- _Provided records_

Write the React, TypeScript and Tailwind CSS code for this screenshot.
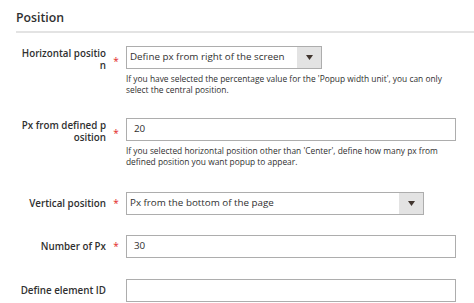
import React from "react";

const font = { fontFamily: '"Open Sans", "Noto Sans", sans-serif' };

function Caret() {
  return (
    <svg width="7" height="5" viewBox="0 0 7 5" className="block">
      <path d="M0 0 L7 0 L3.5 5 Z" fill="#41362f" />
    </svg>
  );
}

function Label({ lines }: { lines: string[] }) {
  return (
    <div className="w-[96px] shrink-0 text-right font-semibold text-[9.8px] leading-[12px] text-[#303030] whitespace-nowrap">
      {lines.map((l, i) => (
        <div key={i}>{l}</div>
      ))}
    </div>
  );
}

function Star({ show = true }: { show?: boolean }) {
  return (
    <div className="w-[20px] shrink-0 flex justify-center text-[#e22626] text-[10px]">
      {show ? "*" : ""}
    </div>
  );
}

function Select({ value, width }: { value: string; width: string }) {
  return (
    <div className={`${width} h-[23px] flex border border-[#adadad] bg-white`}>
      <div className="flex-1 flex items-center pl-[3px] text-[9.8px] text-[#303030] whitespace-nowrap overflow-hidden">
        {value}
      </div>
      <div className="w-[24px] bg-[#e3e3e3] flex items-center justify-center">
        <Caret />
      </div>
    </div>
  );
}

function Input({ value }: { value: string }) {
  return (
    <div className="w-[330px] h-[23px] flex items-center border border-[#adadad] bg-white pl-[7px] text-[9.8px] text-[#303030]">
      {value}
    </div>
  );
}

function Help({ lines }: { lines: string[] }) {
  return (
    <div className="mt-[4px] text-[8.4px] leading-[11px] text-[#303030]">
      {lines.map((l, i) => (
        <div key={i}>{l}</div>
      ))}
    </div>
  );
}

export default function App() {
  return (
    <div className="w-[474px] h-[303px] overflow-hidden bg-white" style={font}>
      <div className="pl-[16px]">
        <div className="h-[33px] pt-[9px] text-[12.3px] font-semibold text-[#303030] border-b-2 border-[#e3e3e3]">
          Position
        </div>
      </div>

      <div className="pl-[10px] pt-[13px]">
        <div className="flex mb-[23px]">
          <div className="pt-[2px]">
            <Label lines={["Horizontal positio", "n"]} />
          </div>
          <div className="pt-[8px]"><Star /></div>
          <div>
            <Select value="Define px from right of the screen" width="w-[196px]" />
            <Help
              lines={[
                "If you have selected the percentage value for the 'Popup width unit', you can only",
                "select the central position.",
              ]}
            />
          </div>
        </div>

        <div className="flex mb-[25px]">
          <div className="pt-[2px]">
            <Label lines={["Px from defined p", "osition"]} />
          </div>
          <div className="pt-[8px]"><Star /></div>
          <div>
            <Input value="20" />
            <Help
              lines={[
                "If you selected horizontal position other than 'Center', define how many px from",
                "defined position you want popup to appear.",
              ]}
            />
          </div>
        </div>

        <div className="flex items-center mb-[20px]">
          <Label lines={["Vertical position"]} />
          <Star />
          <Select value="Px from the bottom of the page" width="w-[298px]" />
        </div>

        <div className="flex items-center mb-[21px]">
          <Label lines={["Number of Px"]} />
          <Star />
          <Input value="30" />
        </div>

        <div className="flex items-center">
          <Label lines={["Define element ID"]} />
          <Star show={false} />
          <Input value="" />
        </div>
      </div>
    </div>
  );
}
* * *
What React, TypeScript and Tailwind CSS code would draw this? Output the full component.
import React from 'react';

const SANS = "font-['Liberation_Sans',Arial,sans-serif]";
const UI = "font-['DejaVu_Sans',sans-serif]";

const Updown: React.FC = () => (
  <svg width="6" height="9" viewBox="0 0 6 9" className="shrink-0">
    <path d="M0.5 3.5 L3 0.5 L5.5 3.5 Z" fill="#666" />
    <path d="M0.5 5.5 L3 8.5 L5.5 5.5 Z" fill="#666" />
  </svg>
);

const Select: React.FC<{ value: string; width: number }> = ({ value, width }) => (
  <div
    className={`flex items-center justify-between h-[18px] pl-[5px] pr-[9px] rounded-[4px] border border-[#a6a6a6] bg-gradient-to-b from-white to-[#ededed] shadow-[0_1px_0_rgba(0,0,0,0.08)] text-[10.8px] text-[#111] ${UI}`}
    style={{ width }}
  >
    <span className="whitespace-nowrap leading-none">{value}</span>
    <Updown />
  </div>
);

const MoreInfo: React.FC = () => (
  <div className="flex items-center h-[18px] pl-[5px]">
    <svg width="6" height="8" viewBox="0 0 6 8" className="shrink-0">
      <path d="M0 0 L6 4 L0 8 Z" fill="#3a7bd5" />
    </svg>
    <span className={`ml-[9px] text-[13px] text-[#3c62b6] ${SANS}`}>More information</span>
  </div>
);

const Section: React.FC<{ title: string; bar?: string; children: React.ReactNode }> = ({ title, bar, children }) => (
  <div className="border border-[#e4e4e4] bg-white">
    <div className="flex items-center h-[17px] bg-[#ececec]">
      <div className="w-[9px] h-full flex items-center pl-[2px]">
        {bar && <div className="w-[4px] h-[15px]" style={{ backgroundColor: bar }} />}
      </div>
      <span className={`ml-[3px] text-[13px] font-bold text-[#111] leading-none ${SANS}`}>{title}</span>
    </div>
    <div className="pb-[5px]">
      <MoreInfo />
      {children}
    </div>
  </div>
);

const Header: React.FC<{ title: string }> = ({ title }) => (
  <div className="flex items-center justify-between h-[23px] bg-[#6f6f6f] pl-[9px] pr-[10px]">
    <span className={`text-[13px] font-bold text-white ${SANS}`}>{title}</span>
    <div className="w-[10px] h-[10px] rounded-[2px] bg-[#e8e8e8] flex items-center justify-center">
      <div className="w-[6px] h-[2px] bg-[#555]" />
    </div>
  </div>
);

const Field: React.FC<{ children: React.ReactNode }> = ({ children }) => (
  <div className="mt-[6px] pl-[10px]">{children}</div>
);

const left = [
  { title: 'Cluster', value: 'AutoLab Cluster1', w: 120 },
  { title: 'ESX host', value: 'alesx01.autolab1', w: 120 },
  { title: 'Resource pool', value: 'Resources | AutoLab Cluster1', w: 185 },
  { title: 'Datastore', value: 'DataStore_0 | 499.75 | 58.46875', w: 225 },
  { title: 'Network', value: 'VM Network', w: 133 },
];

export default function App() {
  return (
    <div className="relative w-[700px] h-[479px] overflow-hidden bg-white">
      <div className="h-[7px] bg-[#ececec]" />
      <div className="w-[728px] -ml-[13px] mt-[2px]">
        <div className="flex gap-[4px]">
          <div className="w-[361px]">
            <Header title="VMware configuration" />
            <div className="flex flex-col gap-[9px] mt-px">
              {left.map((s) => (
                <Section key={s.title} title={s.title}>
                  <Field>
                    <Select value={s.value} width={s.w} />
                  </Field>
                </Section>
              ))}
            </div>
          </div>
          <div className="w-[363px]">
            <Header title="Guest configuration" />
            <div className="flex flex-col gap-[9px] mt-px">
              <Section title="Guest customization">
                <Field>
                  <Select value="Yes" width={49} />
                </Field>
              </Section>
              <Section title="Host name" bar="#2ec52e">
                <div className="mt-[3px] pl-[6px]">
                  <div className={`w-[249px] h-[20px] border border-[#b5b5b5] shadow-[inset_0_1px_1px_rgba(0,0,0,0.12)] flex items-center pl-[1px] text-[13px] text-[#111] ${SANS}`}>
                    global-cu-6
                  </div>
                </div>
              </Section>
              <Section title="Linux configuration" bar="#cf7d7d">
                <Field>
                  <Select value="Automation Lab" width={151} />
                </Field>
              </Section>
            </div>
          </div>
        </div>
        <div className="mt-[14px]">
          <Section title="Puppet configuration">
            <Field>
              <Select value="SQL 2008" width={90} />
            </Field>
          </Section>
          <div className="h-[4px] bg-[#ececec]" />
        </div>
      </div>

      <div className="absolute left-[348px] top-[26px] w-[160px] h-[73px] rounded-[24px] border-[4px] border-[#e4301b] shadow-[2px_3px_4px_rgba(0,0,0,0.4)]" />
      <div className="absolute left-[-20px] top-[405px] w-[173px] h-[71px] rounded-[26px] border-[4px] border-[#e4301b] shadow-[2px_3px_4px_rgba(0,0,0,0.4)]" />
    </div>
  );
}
...
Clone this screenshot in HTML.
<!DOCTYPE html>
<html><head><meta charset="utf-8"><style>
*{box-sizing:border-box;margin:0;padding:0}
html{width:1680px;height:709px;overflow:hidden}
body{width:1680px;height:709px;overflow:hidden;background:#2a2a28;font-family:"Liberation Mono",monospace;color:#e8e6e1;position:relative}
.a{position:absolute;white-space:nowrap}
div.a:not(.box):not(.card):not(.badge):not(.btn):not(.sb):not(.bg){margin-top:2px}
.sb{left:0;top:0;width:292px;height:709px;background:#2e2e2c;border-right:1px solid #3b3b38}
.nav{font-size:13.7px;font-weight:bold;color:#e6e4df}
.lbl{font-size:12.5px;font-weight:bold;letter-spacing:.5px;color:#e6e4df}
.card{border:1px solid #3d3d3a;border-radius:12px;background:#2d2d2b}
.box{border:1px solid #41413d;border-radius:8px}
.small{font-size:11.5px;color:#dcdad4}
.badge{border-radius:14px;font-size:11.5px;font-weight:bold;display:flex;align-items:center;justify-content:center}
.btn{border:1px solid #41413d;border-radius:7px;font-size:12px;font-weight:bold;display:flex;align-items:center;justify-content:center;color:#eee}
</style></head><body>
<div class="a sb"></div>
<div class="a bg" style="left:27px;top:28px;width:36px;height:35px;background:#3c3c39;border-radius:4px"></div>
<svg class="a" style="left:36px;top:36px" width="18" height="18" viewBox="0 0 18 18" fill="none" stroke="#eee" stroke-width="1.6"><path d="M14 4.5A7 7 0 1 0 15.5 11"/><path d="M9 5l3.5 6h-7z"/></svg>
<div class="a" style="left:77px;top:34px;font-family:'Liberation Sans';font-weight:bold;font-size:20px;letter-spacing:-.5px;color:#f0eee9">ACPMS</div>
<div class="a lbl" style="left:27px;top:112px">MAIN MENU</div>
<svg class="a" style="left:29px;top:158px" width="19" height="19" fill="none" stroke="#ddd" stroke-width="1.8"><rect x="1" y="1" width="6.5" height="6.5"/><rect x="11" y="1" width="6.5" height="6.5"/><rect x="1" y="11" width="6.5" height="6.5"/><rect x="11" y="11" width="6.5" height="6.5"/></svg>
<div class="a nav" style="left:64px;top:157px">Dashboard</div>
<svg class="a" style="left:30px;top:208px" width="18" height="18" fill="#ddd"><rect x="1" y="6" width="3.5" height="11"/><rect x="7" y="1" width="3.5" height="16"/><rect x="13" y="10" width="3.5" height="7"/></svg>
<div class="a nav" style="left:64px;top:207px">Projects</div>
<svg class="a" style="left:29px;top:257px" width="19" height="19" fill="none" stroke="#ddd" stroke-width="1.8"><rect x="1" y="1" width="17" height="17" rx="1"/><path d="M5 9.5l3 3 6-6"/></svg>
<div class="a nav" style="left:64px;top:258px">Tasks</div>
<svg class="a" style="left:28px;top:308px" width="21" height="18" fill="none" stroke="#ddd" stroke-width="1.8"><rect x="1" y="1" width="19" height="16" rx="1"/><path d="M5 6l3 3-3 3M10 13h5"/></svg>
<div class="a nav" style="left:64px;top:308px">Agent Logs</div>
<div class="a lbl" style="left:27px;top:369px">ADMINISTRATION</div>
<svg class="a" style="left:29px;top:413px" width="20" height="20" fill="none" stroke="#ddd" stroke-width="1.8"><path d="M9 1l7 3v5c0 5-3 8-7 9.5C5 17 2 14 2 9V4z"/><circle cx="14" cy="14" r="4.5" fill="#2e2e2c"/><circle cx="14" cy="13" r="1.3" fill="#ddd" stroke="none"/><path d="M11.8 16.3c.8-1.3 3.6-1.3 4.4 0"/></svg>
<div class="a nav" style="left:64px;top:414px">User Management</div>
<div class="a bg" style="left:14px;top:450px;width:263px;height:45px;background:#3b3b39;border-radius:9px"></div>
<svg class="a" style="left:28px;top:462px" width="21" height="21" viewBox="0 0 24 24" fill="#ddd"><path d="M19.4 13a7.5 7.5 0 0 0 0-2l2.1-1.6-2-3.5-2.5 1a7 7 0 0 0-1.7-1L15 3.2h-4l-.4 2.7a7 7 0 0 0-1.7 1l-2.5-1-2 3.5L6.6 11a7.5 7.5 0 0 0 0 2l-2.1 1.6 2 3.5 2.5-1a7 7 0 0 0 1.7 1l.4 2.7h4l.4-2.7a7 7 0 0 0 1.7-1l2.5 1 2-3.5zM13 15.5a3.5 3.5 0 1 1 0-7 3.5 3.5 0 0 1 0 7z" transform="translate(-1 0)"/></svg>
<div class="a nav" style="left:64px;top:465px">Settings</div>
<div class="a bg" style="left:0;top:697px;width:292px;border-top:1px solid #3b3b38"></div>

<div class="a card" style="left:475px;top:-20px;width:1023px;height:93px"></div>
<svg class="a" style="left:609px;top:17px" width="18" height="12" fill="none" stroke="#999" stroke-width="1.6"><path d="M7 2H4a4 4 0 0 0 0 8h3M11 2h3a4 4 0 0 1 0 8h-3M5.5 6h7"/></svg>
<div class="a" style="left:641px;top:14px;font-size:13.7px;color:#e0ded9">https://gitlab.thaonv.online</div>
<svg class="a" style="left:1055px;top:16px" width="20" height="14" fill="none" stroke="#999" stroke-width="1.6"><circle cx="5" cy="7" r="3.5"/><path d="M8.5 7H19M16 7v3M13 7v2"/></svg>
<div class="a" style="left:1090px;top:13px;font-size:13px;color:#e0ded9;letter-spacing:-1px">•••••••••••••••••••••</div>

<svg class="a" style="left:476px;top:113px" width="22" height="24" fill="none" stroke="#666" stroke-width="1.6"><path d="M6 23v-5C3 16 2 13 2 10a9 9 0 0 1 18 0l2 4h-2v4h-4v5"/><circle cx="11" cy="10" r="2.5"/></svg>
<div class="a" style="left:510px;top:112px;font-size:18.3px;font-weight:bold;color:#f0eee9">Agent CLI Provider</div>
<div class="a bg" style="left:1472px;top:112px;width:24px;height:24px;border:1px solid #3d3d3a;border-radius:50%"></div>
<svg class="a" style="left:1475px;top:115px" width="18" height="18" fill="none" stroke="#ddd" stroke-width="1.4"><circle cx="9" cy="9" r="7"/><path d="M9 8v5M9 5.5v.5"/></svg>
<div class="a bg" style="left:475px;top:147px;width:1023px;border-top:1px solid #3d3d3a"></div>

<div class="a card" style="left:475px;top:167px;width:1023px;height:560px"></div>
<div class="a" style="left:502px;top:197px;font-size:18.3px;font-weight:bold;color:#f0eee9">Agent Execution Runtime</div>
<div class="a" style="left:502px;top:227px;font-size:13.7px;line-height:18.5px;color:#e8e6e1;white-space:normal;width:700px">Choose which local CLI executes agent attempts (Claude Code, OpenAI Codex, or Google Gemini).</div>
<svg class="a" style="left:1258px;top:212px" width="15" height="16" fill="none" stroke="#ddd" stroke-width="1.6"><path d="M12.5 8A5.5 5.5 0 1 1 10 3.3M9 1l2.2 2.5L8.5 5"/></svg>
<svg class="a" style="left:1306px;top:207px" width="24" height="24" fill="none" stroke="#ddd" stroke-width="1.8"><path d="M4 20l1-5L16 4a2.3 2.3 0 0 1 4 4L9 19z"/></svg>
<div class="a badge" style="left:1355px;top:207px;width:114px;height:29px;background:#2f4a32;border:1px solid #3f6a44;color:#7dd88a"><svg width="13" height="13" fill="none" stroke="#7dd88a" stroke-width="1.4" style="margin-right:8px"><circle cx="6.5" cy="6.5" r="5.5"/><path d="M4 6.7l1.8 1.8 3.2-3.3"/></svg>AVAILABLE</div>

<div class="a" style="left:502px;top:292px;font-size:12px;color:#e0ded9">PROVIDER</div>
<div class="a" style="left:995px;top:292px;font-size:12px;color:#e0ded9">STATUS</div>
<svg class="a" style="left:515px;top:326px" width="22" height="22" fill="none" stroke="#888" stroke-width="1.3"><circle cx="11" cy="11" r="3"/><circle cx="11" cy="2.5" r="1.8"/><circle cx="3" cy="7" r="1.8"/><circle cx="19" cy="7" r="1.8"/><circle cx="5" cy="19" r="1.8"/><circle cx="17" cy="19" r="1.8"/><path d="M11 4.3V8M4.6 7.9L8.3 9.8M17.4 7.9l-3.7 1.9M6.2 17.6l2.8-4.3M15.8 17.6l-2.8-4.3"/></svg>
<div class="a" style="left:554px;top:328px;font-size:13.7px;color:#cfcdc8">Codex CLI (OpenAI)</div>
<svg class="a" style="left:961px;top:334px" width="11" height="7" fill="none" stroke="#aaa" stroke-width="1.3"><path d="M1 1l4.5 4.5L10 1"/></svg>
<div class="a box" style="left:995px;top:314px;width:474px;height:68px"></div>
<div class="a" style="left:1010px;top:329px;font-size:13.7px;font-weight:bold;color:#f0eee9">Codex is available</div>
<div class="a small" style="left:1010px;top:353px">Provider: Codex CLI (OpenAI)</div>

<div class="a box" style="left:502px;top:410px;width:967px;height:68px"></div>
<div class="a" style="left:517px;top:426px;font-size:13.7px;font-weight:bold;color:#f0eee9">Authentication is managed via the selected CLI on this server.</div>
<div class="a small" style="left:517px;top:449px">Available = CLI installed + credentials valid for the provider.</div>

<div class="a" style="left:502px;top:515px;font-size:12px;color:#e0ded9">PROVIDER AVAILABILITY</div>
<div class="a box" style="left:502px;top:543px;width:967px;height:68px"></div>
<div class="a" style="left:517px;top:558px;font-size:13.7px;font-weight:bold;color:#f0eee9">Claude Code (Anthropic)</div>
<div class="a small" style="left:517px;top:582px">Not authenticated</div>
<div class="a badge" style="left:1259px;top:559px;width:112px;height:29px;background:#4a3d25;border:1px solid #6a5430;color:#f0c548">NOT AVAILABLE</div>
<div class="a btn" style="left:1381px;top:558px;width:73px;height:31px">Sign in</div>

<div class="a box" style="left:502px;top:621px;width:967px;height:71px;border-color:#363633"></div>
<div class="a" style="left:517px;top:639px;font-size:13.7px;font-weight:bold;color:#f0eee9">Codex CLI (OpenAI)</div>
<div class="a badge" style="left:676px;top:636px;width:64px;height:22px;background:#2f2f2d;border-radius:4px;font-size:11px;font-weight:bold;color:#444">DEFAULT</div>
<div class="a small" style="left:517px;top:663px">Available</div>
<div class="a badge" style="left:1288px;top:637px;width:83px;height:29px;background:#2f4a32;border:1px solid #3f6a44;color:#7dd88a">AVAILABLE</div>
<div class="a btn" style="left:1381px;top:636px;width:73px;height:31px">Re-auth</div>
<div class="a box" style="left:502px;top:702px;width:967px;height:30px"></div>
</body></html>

- _Exercise directions_
Copy, from the material, each line that holds the string "screenshot".

- _Task result_
Write the React, TypeScript and Tailwind CSS code for this screenshot.
Clone this screenshot in HTML.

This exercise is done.